Task to carry out →
Find and copy each line of the records where the string "index" shows up.

Data for the task →
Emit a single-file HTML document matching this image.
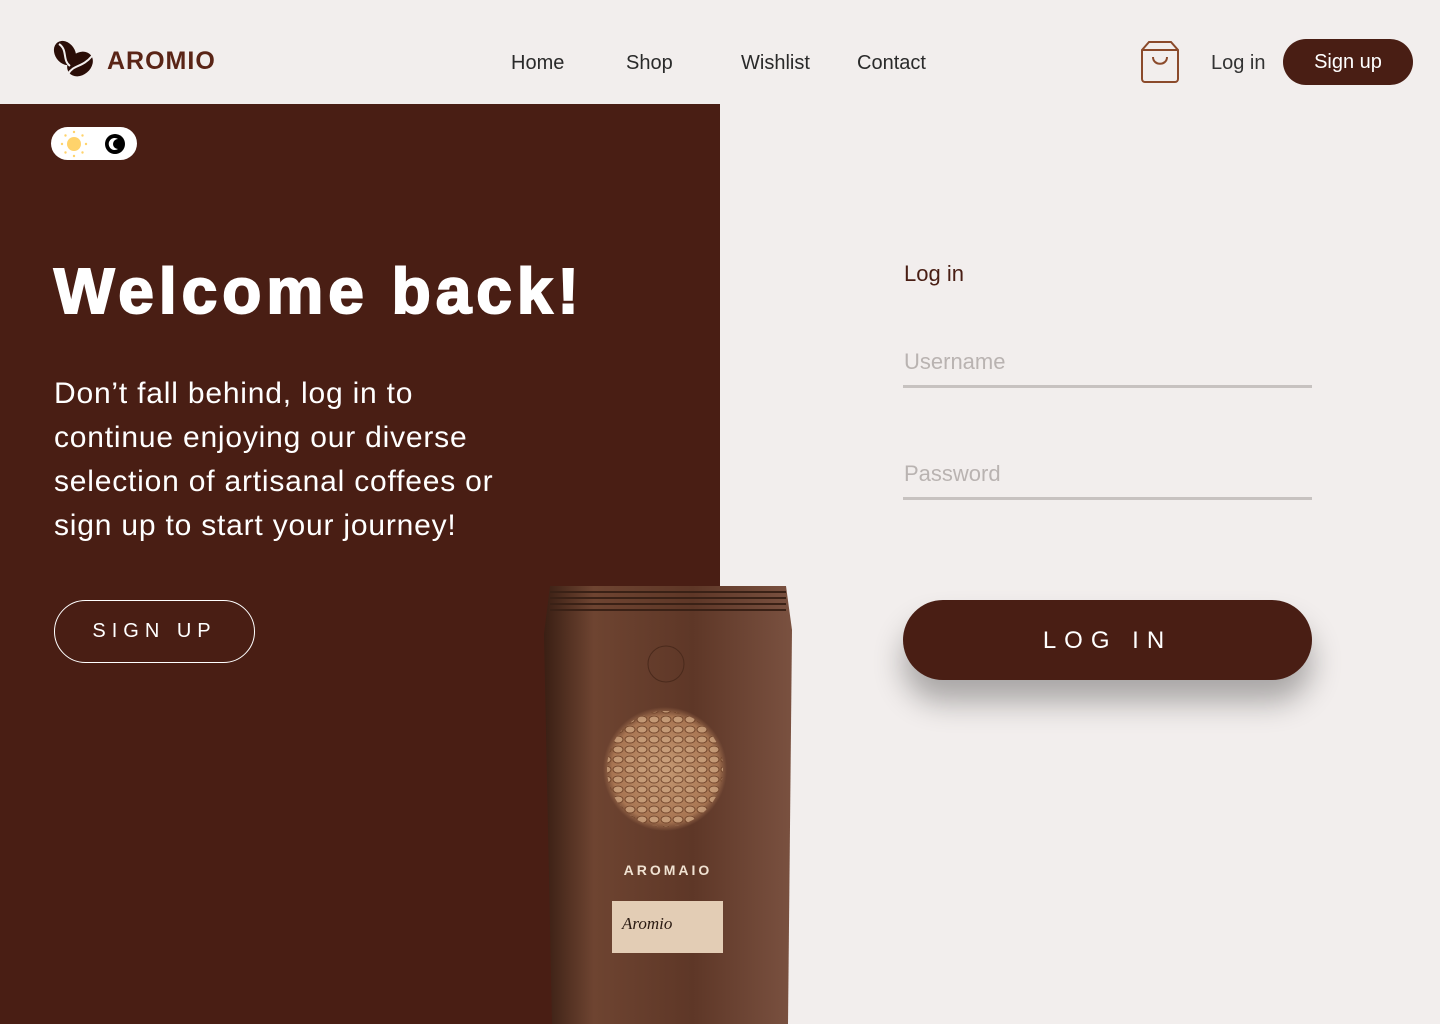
<!DOCTYPE html>
<html><head><meta charset="utf-8"><style>
*{margin:0;padding:0;box-sizing:border-box}
body{width:1440px;height:1024px;overflow:hidden;background:#f2eeed;font-family:"Liberation Sans",sans-serif;position:relative}
.nav a{position:absolute;top:52px;font-size:20px;color:#2a2a2a;text-decoration:none}
.left{position:absolute;left:0;top:104px;width:720px;height:920px;background:#491e14}
</style></head><body>
<svg style="position:absolute;left:52px;top:40px" width="44" height="40" viewBox="0 0 44 40">
<g fill="#2a0d07"><ellipse cx="13" cy="13" rx="10" ry="13" transform="rotate(-35 13 13)"/><ellipse cx="28" cy="24" rx="11" ry="14" transform="rotate(50 28 24)"/></g>
<path d="M7 4 C16 10 10 20 18 26" stroke="#f2eeed" stroke-width="2" fill="none"/><path d="M16 34 C22 24 30 28 40 16" stroke="#f2eeed" stroke-width="2" fill="none"/></svg>
<div style="position:absolute;left:107px;top:47px;font-size:25px;font-weight:900;color:#5a2416;letter-spacing:1px">AROMIO</div>
<div class="nav"><a style="left:511px">Home</a><a style="left:626px">Shop</a><a style="left:741px">Wishlist</a><a style="left:857px">Contact</a></div>
<svg style="position:absolute;left:1141px;top:41px" width="38" height="42" viewBox="0 0 38 42" fill="none" stroke="#8b4a2b" stroke-width="2"><path d="M8 1h22l7 8v29a3 3 0 0 1-3 3H4a3 3 0 0 1-3-3V9z M1 9h36"/><path d="M12 16c0 9 14 9 14 0"/></svg>
<div style="position:absolute;left:1211px;top:52px;font-size:20px;color:#333">Log in</div>
<div style="position:absolute;left:1283px;top:39px;width:130px;height:46px;border-radius:23px;background:#491e14;color:#fff;font-size:20px;text-align:center;line-height:46px">Sign up</div>
<div class="left"></div>
<div style="position:absolute;left:51px;top:127px;width:86px;height:33px;border-radius:17px;background:#fff"></div>
<svg style="position:absolute;left:60px;top:130px" width="28" height="28" viewBox="0 0 28 28"><circle cx="14" cy="14" r="7" fill="#ffd36b"/><g fill="#ffd36b"><circle cx="14" cy="2" r="1.2"/><circle cx="14" cy="26" r="1.2"/><circle cx="2" cy="14" r="1.2"/><circle cx="26" cy="14" r="1.2"/><circle cx="5.5" cy="5.5" r="1.2"/><circle cx="22.5" cy="22.5" r="1.2"/><circle cx="22.5" cy="5.5" r="1.2"/><circle cx="5.5" cy="22.5" r="1.2"/></g></svg>
<svg style="position:absolute;left:104px;top:133px" width="22" height="22" viewBox="0 0 22 22"><circle cx="11" cy="11" r="10" fill="#000"/><path d="M14 6a6 6 0 1 0 0 10a5 5 0 1 1 0-10z" fill="#fff"/></svg>
<div style="position:absolute;left:54px;top:254px;font-size:64px;font-weight:900;color:#fff;letter-spacing:5px;-webkit-text-stroke:2px #fff;white-space:nowrap">Welcome back!</div>
<div style="position:absolute;left:54px;top:372px;font-size:30px;line-height:44px;color:#fff;white-space:nowrap;letter-spacing:0.8px">Don’t fall behind, log in to<br>continue enjoying our diverse<br>selection of artisanal coffees or<br>sign up to start your journey!</div>
<div style="position:absolute;left:54px;top:600px;width:201px;height:63px;border:1.5px solid #fff;border-radius:32px;color:#fff;font-size:20px;letter-spacing:6px;text-align:center;line-height:60px">SIGN UP</div>
<svg style="position:absolute;left:540px;top:584px" width="256" height="440" viewBox="0 0 256 440">
<defs><linearGradient id="g" x1="0" x2="1"><stop offset="0" stop-color="#3a1f14"/><stop offset=".2" stop-color="#6e4431"/><stop offset=".6" stop-color="#5e3727"/><stop offset="1" stop-color="#7a5140"/></linearGradient>
<radialGradient id="b"><stop offset="0" stop-color="#c49872"/><stop offset=".85" stop-color="#a87552"/><stop offset="1" stop-color="#a87552" stop-opacity="0"/></radialGradient>
<pattern id="p" width="12" height="10" patternUnits="userSpaceOnUse"><ellipse cx="6" cy="5" rx="5" ry="3.8" fill="#c9a07c"/><ellipse cx="6" cy="5.5" rx="5" ry="3.5" fill="none" stroke="#6b3f26" stroke-width="1"/></pattern></defs>
<path d="M10 2h236l6 44-4 394H12L4 50z" fill="url(#g)"/>
<path d="M10 8h236M10 14h236M10 20h236M10 26h236" stroke="#3a2116" stroke-width="2"/>
<circle cx="126" cy="80" r="18" fill="none" stroke="#4a2a1c"/>
<circle cx="125" cy="185" r="62" fill="url(#b)"/>
<circle cx="125" cy="185" r="58" fill="url(#p)" opacity=".85"/>
<text x="128" y="291" text-anchor="middle" fill="#f0e2d2" font-size="14" font-weight="700" letter-spacing="3" font-family="Liberation Sans">AROMAIO</text>
<rect x="72" y="317" width="111" height="52" fill="#e3cdb5"/>
<text x="82" y="345" fill="#2a1a12" font-size="17" font-style="italic" font-family="Liberation Serif">Aromio</text>
</svg>
<div style="position:absolute;left:904px;top:261px;font-size:22px;color:#491e14">Log in</div>
<div style="position:absolute;left:904px;top:349px;font-size:22px;color:#b9b3b1">Username</div>
<div style="position:absolute;left:903px;top:385px;width:409px;height:3px;background:#c7c2c0"></div>
<div style="position:absolute;left:904px;top:461px;font-size:22px;color:#b9b3b1">Password</div>
<div style="position:absolute;left:903px;top:497px;width:409px;height:3px;background:#c7c2c0"></div>
<div style="position:absolute;left:903px;top:600px;width:409px;height:80px;border-radius:40px;background:#491e14;color:#fff;font-size:24px;letter-spacing:8px;text-align:center;line-height:82px;box-shadow:0 22px 30px rgba(0,0,0,.3)">LOG IN</div>
</body></html>
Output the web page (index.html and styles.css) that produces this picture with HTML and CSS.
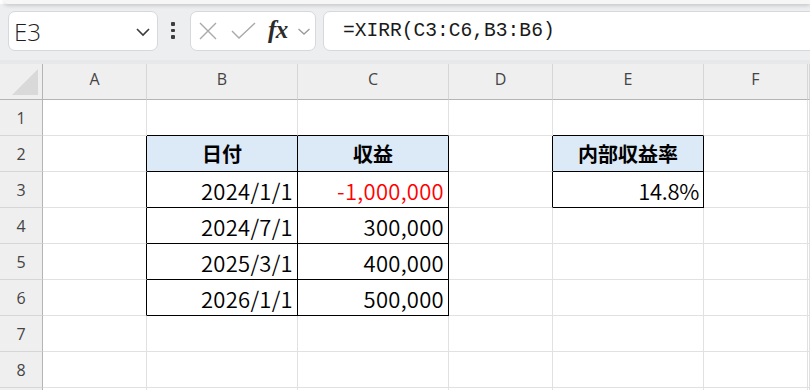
FILE: index.html
```html
<!DOCTYPE html>
<html lang="ja">
<head>
<meta charset="utf-8">
<title>XIRR</title>
<link rel="stylesheet" href="styles.css">
</head>
<body>
<div class="ribbon"></div>
<div class="toolbar">
  <div class="namebox">
    <span class="nb-text">E3</span>
    <svg class="chev" width="16" height="10" viewBox="0 0 16 10"><path d="M2 2 L8 8 L14 2" fill="none" stroke="#3c3c3c" stroke-width="1.6"/></svg>
  </div>
  <div class="dots"><i></i><i></i><i></i></div>
  <div class="fxbox">
    <svg class="ico-x" width="20" height="20" viewBox="0 0 20 20"><path d="M2 2 L18 18 M18 2 L2 18" fill="none" stroke="#a9a9a9" stroke-width="1.4"/></svg>
    <svg class="ico-ok" width="26" height="20" viewBox="0 0 26 20"><path d="M1 10 L8 17 L24 2" fill="none" stroke="#a9a9a9" stroke-width="1.4"/></svg>
    <span class="fx">fx</span>
    <svg class="chev2" width="14" height="9" viewBox="0 0 14 9"><path d="M1.5 2 L7 7 L12.5 2" fill="none" stroke="#9a9a9a" stroke-width="1.3"/></svg>
  </div>
  <div class="formula">=XIRR(C3:C6,B3:B6)</div>
</div>
<div class="sheet">
  <div class="corner"><span class="tri"></span></div>
  <div class="ch">A</div><div class="ch">B</div><div class="ch">C</div><div class="ch">D</div><div class="ch">E</div><div class="ch">F</div><div class="ch"></div>

  <div class="rh">1</div><div class="c"></div><div class="c bb"></div><div class="c bb"></div><div class="c"></div><div class="c bb"></div><div class="c"></div><div class="c"></div>

  <div class="rh">2</div><div class="c br"></div><div class="c br bb head">日付</div><div class="c br bb head">収益</div><div class="c br"></div><div class="c br bb head">内部収益率</div><div class="c"></div><div class="c"></div>

  <div class="rh">3</div><div class="c br"></div><div class="c br bb num">2024/1/1</div><div class="c br bb num neg">-1,000,000</div><div class="c br"></div><div class="c br bb num pct">14.8%</div><div class="c"></div><div class="c"></div>

  <div class="rh">4</div><div class="c br"></div><div class="c br bb num">2024/7/1</div><div class="c br bb num">300,000</div><div class="c"></div><div class="c"></div><div class="c"></div><div class="c"></div>

  <div class="rh">5</div><div class="c br"></div><div class="c br bb num">2025/3/1</div><div class="c br bb num">400,000</div><div class="c"></div><div class="c"></div><div class="c"></div><div class="c"></div>

  <div class="rh">6</div><div class="c br"></div><div class="c br bb num">2026/1/1</div><div class="c br bb num">500,000</div><div class="c"></div><div class="c"></div><div class="c"></div><div class="c"></div>

  <div class="rh">7</div><div class="c"></div><div class="c"></div><div class="c"></div><div class="c"></div><div class="c"></div><div class="c"></div><div class="c"></div>

  <div class="rh">8</div><div class="c"></div><div class="c"></div><div class="c"></div><div class="c"></div><div class="c"></div><div class="c"></div><div class="c"></div>

  <div class="rh"></div><div class="c"></div><div class="c"></div><div class="c"></div><div class="c"></div><div class="c"></div><div class="c"></div><div class="c"></div>
</div>
</body>
</html>
```

FILE: styles.css
```css
* { box-sizing: border-box; }
html, body {
  margin: 0;
  padding: 0;
  width: 810px;
  height: 390px;
  overflow: hidden;
  background: #ffffff;
  font-family: "Noto Sans CJK JP", "Noto Sans", sans-serif;
}
.ribbon {
  height: 4px;
  margin-left: 4px;
  background: #f6f6f7;
  border-bottom-left-radius: 8px;
  box-shadow: 0 1px 4px rgba(0, 0, 0, 0.22);
  position: relative;
  z-index: 1;
}
.toolbar {
  height: 60px;
  background: #edeef0;
  border-bottom: 4px solid #e7e8ea;
  display: flex;
  align-items: center;
  padding: 0 0 3px 8px;
}
.namebox {
  width: 150px;
  height: 40px;
  background: #fff;
  border: 1px solid #d6d8db;
  border-radius: 7px;
  display: flex;
  align-items: center;
  justify-content: space-between;
  padding: 0 6px 0 5px;
}
.nb-text {
  font-family: "Open Sans", "Noto Sans", sans-serif;
  font-weight: 300;
  font-size: 24px;
  color: #1f1f1f;
  margin-top: 2px;
}
.chev { margin-top: 2px; }
.dots {
  width: 32px;
  height: 40px;
  display: flex;
  flex-direction: column;
  align-items: center;
  justify-content: center;
  gap: 3px;
  padding-right: 2px;
}
.dots i {
  display: block;
  width: 3.5px;
  height: 3.5px;
  border-radius: 1px;
  background: #3d3d3d;
}
.fxbox {
  width: 126px;
  height: 40px;
  background: #fff;
  border: 1px solid #d6d8db;
  border-radius: 7px;
  display: flex;
  align-items: center;
  padding-left: 7px;
}
.ico-ok { margin-left: 13px; }
.fx {
  font-family: "Liberation Serif", "DejaVu Serif", serif;
  font-style: italic;
  font-weight: bold;
  font-size: 25px;
  color: #2b2b2b;
  margin-left: 11px;
  letter-spacing: -0.5px;
  line-height: 1;
  margin-top: -3px;
}
.chev2 { margin-left: 9px; margin-top: 1px; }
.formula {
  flex: 1;
  height: 40px;
  margin-left: 7px;
  margin-right: -12px;
  background: #fff;
  border: 1px solid #d6d8db;
  border-radius: 7px;
  display: flex;
  align-items: center;
  padding-left: 19px;
  font-family: "Liberation Mono", "DejaVu Sans Mono", monospace;
  font-size: 19.6px;
  color: #1a1a1a;
}
.sheet {
  display: grid;
  grid-template-columns: 43px 104px 151px 151px 104px 151px 104px 2px;
  grid-template-rows: 36px repeat(9, 36px);
}
.corner {
  background: #efefef;
  border-right: 1px solid #b4b4b4;
  border-bottom: 1px solid #b4b4b4;
  position: relative;
}
.tri {
  position: absolute;
  right: 4px;
  bottom: 4px;
  width: 0;
  height: 0;
  border-left: 26px solid transparent;
  border-bottom: 26px solid #d9d9d9;
}
.ch {
  background: #efefef;
  border-right: 1px solid #d6d6d6;
  border-bottom: 1px solid #b4b4b4;
  display: flex;
  align-items: center;
  justify-content: center;
  font-family: "Open Sans", "Noto Sans", sans-serif;
  font-size: 16px;
  color: #444;
  padding-bottom: 6px;
}
.rh {
  background: #efefef;
  border-right: 1px solid #b4b4b4;
  border-bottom: 1px solid #d6d6d6;
  display: flex;
  align-items: center;
  justify-content: center;
  font-family: "Open Sans", "Noto Sans", sans-serif;
  font-size: 16px;
  color: #444;
}
.c {
  border-right: 1px solid #e1e1e1;
  border-bottom: 1px solid #e1e1e1;
  display: flex;
  align-items: center;
  font-size: 21px;
  color: #000;
  white-space: nowrap;
}
.c.br { border-right-color: #000; }
.c.bb { border-bottom-color: #000; }
.head {
  background: #dce9f6;
  justify-content: center;
  font-weight: bold;
  font-size: 20px;
}
.num {
  justify-content: flex-end;
  padding-right: 4px;
  font-size: 22px;
  font-weight: 350;
  letter-spacing: 0.3px;
}
.pct { letter-spacing: -0.3px; }
.neg { color: #ff0000; }
```
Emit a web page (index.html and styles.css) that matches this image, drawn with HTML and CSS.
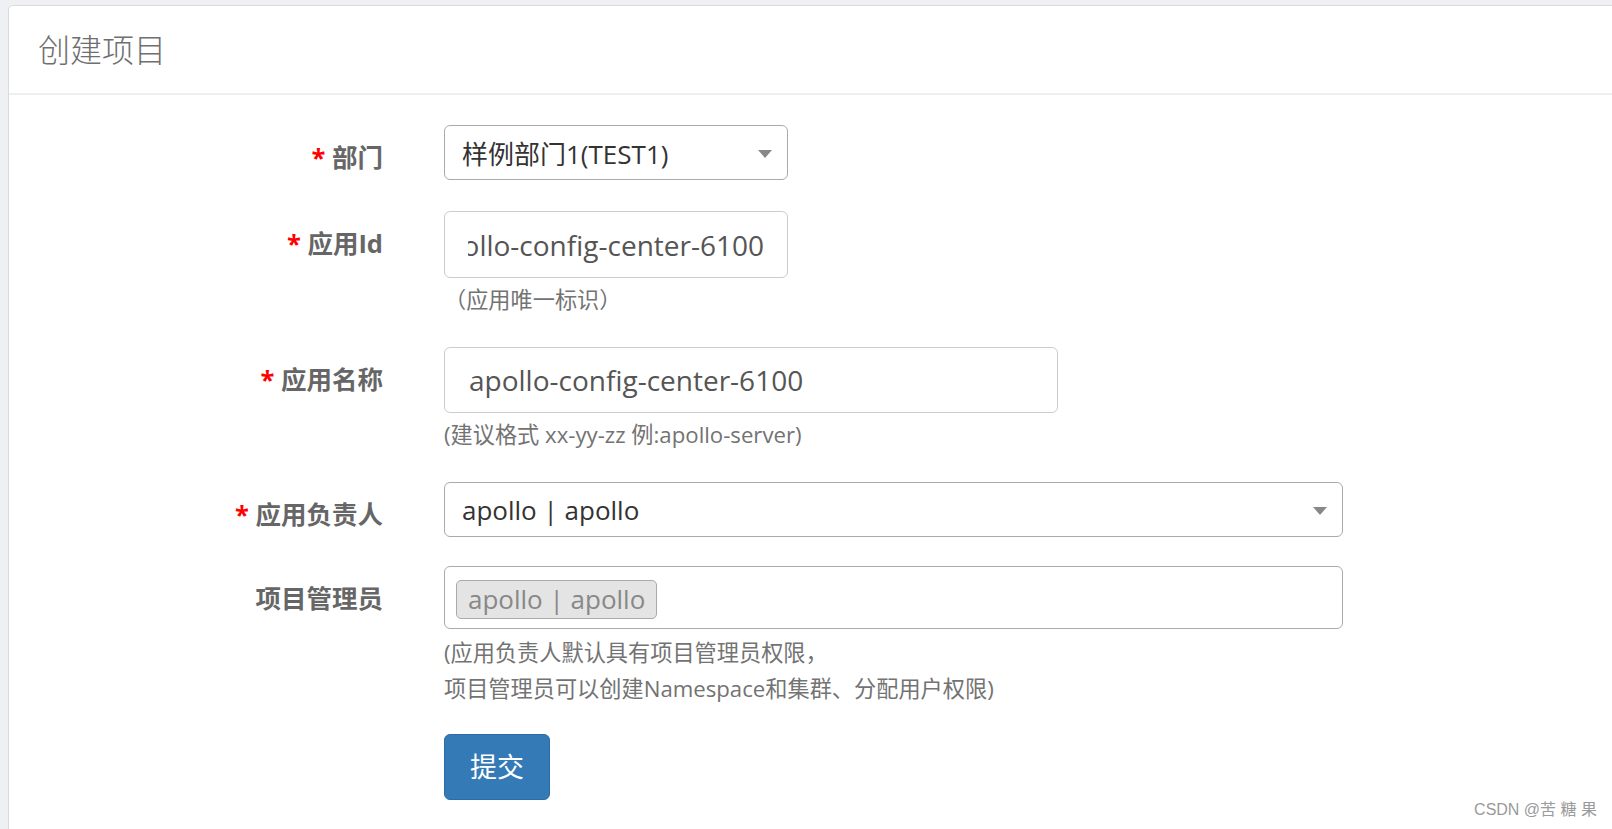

Task response →
Output the web page (index.html and styles.css) that produces this picture with HTML and CSS.
FILE: index.html
  z-index: 1;
Emit a web page (index.html and styles.css) that matches this image, drawn with HTML and CSS.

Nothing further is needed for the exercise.